OBJECTIVE> List each line in which the string "image" appears.

(Dataset rows)
* * * * *
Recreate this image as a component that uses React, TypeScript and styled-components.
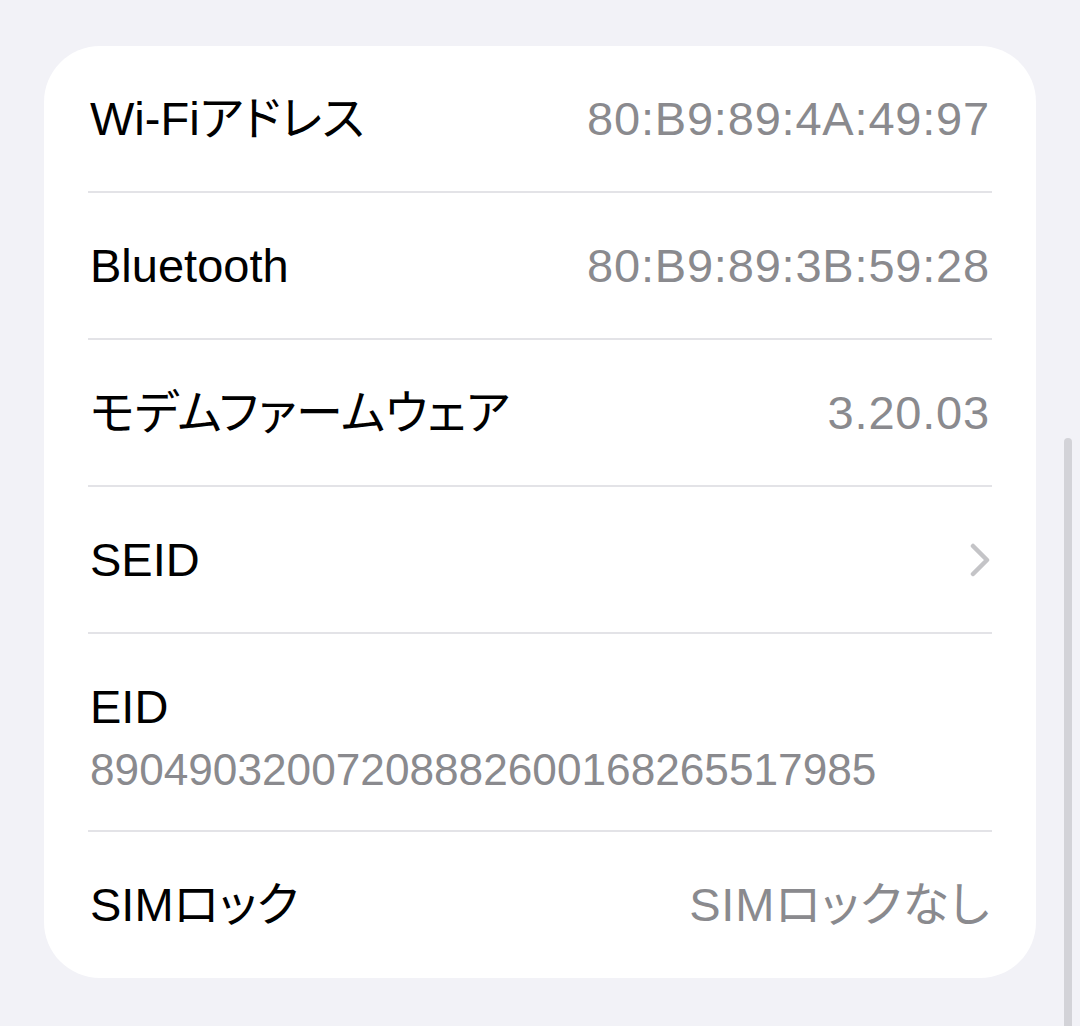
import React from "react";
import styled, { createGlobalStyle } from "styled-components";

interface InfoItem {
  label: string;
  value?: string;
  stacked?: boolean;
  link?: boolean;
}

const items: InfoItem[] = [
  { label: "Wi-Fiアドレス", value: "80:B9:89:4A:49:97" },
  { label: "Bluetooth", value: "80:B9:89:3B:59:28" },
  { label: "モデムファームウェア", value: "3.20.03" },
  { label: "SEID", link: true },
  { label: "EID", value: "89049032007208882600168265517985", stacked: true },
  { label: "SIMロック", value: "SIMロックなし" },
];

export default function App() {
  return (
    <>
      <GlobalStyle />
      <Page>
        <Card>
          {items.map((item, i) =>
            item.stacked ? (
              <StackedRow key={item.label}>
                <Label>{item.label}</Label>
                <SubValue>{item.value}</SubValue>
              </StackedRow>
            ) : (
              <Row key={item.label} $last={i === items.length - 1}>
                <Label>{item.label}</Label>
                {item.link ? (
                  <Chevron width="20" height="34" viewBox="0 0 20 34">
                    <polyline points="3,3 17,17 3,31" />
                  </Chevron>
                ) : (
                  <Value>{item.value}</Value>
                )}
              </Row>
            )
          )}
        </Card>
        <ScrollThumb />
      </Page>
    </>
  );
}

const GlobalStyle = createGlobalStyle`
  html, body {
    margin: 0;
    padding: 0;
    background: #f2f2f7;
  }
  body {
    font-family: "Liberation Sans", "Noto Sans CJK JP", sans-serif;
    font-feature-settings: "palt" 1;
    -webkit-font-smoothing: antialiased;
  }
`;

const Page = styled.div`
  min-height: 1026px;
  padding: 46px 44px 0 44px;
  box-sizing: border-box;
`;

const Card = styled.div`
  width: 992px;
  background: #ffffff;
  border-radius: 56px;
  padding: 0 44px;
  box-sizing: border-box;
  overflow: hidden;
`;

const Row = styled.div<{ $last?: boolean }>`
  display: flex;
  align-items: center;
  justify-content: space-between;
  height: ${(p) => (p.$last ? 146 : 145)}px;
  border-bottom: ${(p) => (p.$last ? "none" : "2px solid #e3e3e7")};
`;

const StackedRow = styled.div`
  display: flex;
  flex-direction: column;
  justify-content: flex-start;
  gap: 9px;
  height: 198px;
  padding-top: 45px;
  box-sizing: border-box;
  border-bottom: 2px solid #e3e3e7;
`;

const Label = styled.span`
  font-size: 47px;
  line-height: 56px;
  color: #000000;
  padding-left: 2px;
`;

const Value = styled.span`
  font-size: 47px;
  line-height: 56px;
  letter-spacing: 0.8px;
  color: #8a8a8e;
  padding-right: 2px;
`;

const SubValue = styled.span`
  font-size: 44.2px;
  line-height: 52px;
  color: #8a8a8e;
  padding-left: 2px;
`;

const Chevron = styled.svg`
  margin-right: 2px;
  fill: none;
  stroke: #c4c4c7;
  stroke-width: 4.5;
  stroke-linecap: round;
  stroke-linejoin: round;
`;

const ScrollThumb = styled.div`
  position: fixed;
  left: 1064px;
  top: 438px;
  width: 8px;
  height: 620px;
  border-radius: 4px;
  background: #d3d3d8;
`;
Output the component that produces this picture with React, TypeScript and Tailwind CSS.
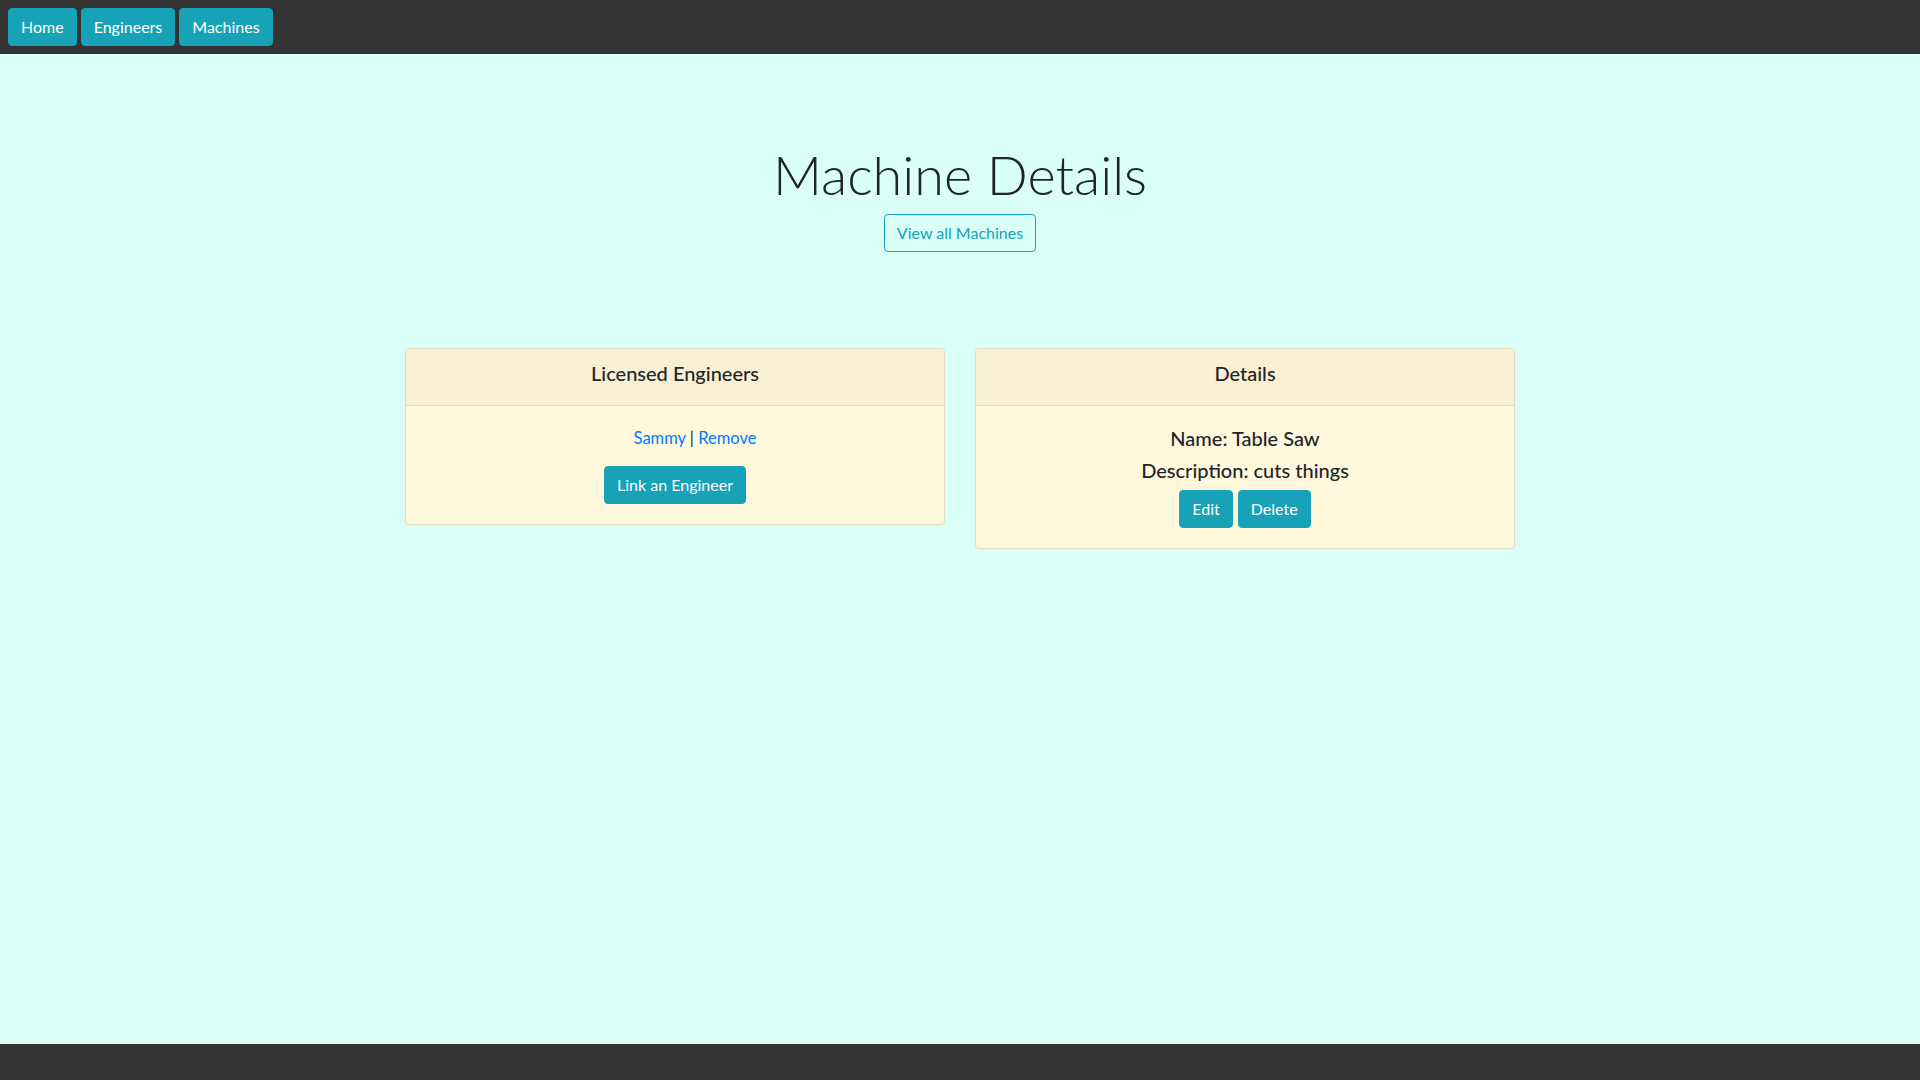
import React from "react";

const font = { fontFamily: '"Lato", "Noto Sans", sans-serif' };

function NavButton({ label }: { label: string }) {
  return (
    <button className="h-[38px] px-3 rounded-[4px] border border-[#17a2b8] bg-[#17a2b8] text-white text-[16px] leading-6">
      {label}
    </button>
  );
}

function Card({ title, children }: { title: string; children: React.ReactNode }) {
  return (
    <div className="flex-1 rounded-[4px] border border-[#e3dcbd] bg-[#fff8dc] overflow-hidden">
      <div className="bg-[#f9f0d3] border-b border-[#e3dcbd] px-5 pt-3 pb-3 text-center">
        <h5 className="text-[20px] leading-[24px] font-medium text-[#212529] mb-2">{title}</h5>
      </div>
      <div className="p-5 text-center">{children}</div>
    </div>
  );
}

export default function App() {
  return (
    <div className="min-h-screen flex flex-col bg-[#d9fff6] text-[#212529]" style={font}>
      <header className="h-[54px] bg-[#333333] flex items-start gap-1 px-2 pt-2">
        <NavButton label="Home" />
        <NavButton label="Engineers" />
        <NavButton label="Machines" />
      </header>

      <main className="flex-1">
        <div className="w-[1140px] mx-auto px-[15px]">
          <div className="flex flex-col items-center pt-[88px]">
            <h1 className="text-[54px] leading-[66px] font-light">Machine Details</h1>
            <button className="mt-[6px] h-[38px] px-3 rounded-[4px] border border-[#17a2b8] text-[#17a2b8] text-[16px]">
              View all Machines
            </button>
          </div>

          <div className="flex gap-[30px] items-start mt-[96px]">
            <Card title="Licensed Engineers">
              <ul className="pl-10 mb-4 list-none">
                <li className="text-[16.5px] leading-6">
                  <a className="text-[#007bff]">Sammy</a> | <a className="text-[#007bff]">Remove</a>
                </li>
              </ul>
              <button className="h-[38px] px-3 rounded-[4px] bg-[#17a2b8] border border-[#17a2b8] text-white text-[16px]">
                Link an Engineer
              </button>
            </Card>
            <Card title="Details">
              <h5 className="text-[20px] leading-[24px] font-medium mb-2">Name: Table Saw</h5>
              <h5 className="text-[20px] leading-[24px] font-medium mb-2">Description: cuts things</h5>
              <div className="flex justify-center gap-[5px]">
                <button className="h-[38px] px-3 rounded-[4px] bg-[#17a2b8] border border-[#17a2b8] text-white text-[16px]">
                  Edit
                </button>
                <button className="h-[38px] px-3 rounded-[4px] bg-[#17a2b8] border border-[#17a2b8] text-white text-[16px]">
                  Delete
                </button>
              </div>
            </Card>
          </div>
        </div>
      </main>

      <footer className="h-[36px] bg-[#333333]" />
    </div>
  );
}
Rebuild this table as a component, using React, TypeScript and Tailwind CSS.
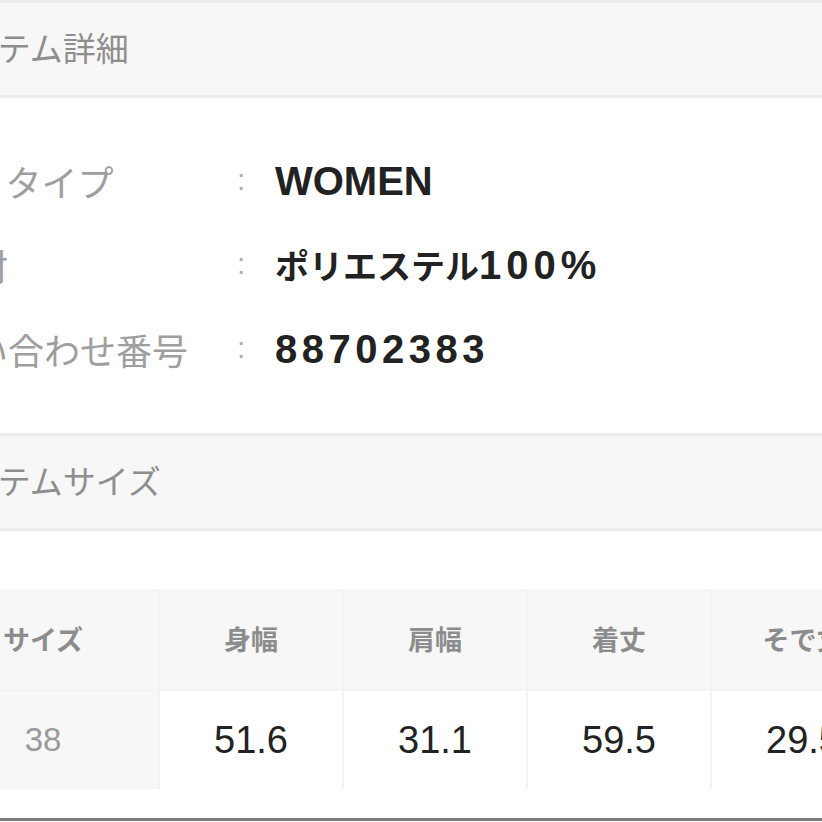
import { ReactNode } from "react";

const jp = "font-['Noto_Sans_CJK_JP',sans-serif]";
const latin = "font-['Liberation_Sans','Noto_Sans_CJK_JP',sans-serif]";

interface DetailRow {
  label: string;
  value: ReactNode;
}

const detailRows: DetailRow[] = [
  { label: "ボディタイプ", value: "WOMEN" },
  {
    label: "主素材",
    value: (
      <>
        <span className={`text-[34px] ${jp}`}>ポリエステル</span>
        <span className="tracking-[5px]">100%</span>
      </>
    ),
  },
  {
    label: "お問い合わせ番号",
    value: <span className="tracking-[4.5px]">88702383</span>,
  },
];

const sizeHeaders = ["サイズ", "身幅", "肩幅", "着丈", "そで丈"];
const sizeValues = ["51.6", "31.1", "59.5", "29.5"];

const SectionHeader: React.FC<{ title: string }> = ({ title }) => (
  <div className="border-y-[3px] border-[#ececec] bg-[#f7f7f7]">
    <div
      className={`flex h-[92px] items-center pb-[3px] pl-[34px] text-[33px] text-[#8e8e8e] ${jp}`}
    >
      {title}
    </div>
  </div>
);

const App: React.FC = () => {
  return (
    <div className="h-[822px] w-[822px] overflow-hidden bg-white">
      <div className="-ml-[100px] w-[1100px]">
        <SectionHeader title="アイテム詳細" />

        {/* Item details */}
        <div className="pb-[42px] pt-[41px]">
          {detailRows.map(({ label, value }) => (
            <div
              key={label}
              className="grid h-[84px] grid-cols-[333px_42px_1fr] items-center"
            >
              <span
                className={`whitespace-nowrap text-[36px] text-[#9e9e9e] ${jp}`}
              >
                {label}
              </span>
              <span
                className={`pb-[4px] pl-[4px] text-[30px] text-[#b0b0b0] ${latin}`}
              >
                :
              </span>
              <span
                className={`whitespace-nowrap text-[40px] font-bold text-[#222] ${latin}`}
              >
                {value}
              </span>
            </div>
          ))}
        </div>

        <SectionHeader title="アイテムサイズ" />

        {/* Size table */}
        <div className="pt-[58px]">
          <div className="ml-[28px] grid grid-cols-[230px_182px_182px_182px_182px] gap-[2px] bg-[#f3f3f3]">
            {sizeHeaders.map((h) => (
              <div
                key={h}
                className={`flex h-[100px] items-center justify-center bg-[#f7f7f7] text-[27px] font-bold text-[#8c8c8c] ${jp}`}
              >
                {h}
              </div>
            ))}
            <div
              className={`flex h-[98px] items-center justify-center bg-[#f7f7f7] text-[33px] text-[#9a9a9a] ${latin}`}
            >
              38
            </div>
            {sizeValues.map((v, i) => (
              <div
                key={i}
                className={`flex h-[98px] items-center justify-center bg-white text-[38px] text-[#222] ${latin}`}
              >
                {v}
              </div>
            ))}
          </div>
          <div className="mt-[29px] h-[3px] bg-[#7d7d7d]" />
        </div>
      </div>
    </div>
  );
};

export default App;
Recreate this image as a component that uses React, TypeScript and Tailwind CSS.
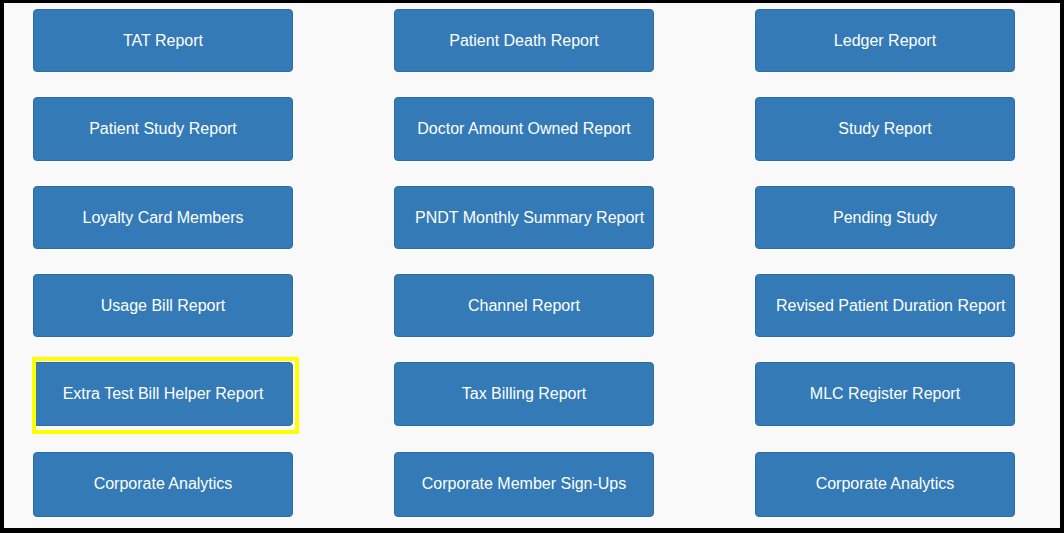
* * * * *
EXERCISE SOLUTION>
Recreate this image as a component that uses React, TypeScript and styled-components.
Recreate this image as a component that uses React, TypeScript and Tailwind CSS.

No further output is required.